* _TASK BRIEF_: Your output must consist solely of the lines from the "What Web Components" line through the "<nav-bar></nav-bar>" line, exactly as written, without images.

* _THE DATA_:
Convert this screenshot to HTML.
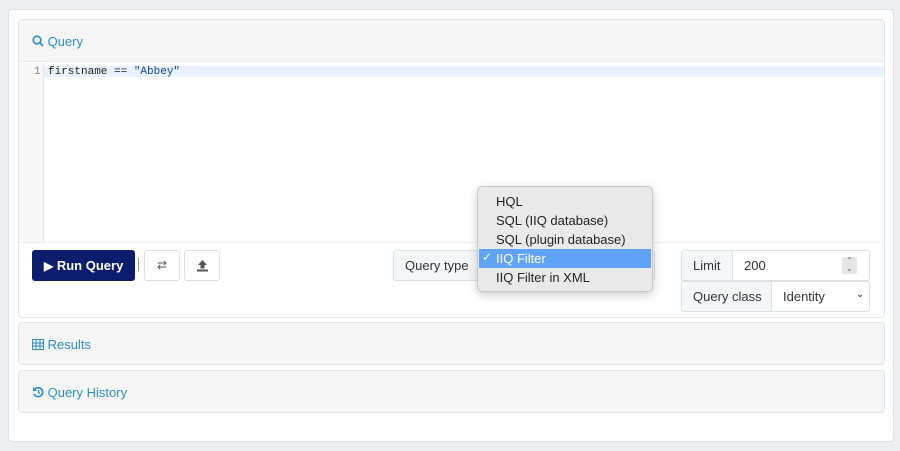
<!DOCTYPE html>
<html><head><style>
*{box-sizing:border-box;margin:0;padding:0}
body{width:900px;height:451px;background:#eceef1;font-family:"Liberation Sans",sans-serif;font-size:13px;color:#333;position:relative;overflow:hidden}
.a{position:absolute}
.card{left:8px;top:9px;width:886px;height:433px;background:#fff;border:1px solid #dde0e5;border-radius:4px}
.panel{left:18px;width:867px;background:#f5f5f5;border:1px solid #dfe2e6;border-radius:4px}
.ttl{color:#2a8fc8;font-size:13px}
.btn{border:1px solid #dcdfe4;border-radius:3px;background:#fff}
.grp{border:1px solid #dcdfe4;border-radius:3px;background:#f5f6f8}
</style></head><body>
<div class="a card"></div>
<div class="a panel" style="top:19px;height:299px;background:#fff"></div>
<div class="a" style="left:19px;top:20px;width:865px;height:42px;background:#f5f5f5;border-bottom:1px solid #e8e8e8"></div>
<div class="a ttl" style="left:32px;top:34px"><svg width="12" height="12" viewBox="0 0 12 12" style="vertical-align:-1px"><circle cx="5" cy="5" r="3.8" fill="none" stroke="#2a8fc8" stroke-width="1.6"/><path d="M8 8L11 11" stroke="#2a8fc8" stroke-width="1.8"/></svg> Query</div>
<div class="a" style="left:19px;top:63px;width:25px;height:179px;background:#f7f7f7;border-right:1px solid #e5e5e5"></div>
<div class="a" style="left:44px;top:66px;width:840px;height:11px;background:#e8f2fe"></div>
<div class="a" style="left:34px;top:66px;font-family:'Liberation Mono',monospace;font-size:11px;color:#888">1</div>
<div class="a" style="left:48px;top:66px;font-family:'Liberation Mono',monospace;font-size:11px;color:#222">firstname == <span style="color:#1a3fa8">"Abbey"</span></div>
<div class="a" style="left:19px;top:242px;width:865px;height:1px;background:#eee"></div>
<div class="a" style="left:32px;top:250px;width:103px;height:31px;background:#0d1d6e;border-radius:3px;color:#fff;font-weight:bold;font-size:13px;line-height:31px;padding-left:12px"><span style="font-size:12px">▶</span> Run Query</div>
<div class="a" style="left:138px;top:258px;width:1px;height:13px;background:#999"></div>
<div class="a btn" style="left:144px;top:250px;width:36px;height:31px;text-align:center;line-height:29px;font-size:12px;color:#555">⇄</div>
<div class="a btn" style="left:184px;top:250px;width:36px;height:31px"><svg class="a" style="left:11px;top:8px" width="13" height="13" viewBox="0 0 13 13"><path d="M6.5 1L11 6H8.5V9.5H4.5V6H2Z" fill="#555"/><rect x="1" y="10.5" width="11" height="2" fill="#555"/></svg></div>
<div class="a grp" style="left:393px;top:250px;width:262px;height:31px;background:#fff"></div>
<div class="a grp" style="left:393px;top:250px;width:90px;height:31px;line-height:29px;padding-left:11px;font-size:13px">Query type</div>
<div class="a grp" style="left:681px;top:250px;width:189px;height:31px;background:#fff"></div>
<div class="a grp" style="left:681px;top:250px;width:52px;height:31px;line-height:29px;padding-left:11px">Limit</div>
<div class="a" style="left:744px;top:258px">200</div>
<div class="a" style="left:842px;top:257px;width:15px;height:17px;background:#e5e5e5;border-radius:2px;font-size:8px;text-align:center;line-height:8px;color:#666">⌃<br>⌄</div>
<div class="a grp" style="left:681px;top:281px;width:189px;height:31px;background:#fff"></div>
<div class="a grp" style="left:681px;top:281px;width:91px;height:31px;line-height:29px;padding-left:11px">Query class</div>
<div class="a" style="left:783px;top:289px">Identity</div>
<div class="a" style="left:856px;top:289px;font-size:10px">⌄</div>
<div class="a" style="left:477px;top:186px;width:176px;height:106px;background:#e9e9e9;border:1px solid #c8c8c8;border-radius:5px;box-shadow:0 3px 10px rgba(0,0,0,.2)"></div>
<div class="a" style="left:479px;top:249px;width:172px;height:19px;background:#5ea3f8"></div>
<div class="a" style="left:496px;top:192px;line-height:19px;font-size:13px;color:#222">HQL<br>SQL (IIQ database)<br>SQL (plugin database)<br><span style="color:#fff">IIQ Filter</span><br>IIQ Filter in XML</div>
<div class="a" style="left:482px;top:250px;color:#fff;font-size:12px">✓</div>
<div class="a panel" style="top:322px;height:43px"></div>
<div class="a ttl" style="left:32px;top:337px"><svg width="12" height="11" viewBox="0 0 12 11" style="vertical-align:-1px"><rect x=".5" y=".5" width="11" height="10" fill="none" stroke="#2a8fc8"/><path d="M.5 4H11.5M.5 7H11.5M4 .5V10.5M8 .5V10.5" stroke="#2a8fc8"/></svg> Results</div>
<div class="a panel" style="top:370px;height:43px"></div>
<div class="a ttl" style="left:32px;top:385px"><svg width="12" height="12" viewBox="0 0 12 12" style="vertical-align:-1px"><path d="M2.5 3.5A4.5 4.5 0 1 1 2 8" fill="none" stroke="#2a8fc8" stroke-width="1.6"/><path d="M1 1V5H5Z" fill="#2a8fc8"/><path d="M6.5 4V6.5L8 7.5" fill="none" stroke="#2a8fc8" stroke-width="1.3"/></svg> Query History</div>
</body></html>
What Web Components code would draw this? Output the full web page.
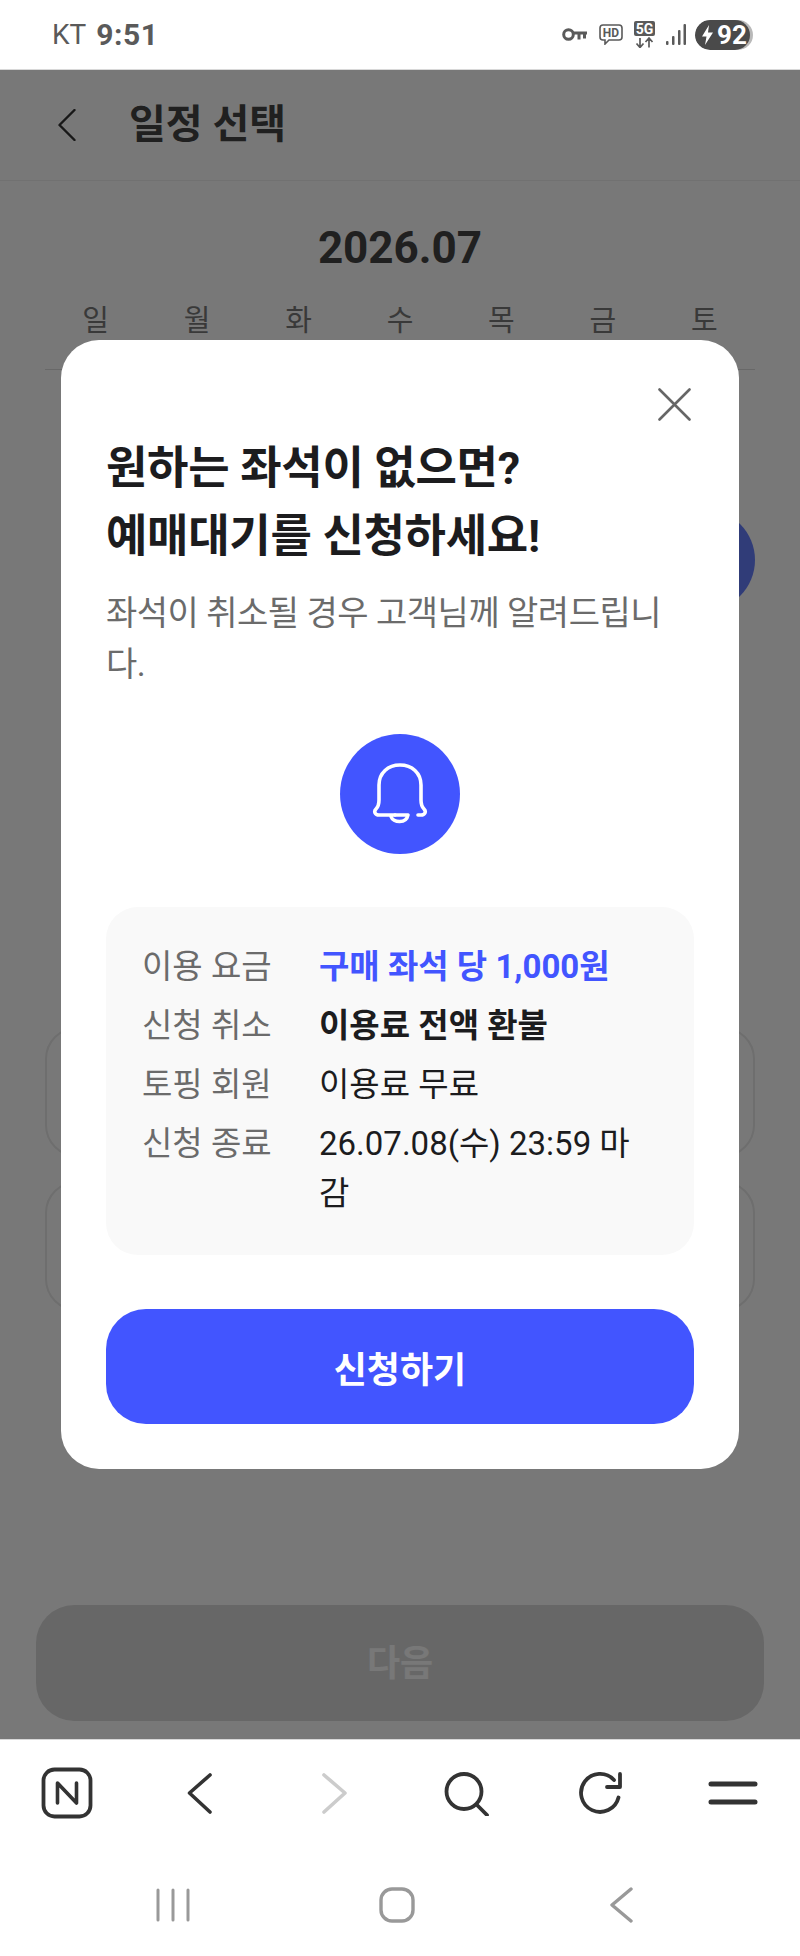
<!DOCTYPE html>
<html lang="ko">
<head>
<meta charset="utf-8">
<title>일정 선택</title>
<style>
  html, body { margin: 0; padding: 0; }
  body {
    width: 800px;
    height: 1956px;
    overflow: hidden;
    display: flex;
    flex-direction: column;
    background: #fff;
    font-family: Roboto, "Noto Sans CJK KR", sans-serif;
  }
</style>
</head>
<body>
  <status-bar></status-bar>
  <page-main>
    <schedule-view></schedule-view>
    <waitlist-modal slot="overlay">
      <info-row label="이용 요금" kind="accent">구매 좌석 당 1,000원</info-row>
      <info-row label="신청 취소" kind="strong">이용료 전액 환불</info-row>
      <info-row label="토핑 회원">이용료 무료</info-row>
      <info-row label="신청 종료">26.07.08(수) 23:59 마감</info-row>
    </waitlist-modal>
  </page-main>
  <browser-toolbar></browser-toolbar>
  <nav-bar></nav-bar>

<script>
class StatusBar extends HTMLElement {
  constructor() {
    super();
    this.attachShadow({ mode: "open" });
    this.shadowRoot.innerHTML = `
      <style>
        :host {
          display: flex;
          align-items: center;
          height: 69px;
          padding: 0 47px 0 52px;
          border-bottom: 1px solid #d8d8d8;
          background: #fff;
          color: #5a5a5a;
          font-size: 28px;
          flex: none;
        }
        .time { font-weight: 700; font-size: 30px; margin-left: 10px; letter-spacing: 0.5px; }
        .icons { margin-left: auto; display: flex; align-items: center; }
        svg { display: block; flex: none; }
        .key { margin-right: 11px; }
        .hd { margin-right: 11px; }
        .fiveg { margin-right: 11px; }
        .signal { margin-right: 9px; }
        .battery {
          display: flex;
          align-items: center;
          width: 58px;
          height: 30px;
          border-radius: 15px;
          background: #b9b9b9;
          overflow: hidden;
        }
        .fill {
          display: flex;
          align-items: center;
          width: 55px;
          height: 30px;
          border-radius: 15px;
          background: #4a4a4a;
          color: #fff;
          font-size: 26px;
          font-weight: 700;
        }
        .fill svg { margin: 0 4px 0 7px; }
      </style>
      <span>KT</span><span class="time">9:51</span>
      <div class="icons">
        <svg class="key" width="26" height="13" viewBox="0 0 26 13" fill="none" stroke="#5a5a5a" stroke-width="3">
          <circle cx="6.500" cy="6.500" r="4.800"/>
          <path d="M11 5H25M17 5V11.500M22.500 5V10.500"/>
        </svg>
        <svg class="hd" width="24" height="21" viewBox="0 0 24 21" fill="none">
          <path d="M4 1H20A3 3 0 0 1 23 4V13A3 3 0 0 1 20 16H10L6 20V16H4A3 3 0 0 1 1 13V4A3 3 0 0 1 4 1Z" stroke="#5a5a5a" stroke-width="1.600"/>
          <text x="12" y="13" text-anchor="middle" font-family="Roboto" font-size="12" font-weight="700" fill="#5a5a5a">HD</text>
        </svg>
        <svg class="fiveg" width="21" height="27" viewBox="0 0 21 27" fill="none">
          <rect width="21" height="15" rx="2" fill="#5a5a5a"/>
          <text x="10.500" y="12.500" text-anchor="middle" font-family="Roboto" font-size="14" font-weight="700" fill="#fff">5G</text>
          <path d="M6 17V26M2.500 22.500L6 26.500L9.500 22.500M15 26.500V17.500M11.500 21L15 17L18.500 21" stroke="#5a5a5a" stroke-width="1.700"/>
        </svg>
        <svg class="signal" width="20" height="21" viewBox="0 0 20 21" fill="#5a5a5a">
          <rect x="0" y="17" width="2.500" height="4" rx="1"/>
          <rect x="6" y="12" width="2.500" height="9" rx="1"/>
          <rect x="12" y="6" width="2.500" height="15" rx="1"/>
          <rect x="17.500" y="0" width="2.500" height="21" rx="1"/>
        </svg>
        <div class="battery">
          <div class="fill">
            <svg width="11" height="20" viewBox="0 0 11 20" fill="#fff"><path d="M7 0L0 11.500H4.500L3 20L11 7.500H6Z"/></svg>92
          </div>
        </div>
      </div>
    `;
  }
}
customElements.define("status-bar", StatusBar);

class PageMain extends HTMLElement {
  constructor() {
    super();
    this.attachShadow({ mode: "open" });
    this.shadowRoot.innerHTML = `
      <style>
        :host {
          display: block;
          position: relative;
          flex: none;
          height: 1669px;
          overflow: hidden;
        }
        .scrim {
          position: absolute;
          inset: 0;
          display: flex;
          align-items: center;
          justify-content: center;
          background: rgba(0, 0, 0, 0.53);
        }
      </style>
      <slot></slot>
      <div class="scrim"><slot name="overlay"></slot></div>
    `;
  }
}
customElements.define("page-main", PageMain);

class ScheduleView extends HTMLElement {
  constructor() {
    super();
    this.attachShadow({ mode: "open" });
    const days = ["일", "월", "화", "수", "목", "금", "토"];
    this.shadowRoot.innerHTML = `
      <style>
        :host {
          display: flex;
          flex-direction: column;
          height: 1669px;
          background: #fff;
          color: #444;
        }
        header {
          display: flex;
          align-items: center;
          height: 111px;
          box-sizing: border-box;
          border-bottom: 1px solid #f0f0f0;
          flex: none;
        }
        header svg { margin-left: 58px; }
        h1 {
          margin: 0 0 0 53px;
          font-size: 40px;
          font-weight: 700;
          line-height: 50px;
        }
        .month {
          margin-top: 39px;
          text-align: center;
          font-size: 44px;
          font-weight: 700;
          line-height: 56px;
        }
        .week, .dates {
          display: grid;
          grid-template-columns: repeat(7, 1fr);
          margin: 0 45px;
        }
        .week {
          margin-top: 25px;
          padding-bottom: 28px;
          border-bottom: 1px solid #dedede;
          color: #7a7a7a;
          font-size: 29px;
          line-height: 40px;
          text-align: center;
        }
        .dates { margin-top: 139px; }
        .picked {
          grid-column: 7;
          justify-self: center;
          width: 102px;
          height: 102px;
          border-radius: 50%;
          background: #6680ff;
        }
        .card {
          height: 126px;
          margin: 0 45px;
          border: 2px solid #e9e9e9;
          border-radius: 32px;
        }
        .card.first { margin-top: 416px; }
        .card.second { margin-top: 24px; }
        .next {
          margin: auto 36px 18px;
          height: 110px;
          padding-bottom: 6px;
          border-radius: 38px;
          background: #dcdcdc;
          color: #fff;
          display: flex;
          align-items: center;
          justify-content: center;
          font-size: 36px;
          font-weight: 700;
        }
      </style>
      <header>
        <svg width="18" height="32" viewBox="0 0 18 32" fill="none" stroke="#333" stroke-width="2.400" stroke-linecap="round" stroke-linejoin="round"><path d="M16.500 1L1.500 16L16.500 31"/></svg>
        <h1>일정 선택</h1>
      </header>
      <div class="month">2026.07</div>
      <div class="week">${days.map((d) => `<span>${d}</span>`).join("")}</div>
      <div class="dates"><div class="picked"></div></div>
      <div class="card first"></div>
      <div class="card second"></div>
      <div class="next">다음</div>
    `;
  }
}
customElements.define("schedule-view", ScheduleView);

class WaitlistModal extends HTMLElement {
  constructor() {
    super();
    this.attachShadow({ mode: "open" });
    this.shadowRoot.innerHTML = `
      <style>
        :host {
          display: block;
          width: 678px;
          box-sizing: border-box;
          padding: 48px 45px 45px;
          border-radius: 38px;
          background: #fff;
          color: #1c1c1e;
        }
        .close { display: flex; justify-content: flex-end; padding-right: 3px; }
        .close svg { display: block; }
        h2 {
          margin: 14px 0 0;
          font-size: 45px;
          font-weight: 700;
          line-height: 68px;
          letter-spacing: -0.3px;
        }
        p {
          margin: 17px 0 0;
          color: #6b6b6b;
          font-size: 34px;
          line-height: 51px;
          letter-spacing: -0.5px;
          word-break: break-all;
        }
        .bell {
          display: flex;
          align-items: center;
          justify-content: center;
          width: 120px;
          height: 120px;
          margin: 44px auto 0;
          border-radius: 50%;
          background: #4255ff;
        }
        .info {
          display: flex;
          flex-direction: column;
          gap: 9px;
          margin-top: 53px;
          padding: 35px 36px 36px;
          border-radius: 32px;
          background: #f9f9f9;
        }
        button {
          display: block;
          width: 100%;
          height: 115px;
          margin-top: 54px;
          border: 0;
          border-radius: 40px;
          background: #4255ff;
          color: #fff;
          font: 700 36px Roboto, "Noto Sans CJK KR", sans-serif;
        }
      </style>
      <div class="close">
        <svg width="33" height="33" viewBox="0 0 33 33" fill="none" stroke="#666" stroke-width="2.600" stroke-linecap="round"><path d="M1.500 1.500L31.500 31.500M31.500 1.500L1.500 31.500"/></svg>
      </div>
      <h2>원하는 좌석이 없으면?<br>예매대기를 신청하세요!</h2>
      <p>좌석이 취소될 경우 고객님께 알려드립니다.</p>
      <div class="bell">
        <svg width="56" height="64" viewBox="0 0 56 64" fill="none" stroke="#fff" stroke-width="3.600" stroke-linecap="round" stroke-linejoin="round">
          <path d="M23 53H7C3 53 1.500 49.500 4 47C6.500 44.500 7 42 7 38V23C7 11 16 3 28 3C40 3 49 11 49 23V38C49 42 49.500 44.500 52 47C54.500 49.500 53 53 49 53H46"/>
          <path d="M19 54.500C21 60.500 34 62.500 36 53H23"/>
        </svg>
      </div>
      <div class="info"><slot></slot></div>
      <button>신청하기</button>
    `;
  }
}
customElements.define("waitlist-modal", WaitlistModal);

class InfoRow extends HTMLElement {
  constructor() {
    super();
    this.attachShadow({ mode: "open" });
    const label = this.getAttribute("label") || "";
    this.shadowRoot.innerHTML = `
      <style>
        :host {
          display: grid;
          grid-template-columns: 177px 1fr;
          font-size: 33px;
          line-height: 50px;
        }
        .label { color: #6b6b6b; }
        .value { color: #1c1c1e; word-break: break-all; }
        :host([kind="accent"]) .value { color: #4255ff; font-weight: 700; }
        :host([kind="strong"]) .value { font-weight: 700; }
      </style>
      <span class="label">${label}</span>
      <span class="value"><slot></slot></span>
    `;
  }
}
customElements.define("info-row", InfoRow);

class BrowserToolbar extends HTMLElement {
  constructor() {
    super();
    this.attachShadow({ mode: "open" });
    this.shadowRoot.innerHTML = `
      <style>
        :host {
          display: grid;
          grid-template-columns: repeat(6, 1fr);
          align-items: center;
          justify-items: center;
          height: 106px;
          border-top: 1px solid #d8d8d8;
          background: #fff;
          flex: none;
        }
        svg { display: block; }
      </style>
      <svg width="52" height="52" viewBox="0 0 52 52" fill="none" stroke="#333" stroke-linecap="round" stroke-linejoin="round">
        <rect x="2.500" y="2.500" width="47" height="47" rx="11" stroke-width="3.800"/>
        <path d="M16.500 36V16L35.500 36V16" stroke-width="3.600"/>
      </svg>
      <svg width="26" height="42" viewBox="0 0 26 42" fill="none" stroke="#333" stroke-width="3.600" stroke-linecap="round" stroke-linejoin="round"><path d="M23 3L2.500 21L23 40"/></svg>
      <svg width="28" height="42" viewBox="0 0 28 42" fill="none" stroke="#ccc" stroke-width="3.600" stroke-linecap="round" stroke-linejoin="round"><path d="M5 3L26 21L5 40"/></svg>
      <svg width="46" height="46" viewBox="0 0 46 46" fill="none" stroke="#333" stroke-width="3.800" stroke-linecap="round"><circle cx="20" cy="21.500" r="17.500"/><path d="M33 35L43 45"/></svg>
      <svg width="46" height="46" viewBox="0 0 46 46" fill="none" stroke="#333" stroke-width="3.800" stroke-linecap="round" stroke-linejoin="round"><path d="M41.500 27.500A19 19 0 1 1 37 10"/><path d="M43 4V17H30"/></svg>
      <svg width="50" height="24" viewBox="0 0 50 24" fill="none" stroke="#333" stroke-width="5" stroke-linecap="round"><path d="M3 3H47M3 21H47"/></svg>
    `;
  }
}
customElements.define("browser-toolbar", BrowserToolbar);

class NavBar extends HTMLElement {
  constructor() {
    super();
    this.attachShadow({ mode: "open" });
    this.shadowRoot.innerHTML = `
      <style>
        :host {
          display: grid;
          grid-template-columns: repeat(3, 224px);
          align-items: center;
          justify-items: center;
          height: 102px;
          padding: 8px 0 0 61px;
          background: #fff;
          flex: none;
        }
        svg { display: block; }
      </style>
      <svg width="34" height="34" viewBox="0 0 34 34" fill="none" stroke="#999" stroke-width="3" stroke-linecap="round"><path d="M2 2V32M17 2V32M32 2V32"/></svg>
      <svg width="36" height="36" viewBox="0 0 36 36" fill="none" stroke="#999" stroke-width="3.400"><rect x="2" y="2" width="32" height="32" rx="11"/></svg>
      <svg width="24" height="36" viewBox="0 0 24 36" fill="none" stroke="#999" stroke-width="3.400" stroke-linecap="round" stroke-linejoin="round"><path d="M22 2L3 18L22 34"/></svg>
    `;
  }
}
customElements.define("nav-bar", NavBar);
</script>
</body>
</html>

* _RESPONSE FOR THIS EXERCISE_:
What Web Components code would draw this? Output the full web page.
<!DOCTYPE html>
<html lang="ko">
<head>
<meta charset="utf-8">
<title>일정 선택</title>
<style>
  html, body { margin: 0; padding: 0; }
  body {
    width: 800px;
    height: 1956px;
    overflow: hidden;
    display: flex;
    flex-direction: column;
    background: #fff;
    font-family: Roboto, "Noto Sans CJK KR", sans-serif;
  }
</style>
</head>
<body>
  <status-bar></status-bar>
  <page-main>
    <schedule-view></schedule-view>
    <waitlist-modal slot="overlay">
      <info-row label="이용 요금" kind="accent">구매 좌석 당 1,000원</info-row>
      <info-row label="신청 취소" kind="strong">이용료 전액 환불</info-row>
      <info-row label="토핑 회원">이용료 무료</info-row>
      <info-row label="신청 종료">26.07.08(수) 23:59 마감</info-row>
    </waitlist-modal>
  </page-main>
  <browser-toolbar></browser-toolbar>
  <nav-bar></nav-bar>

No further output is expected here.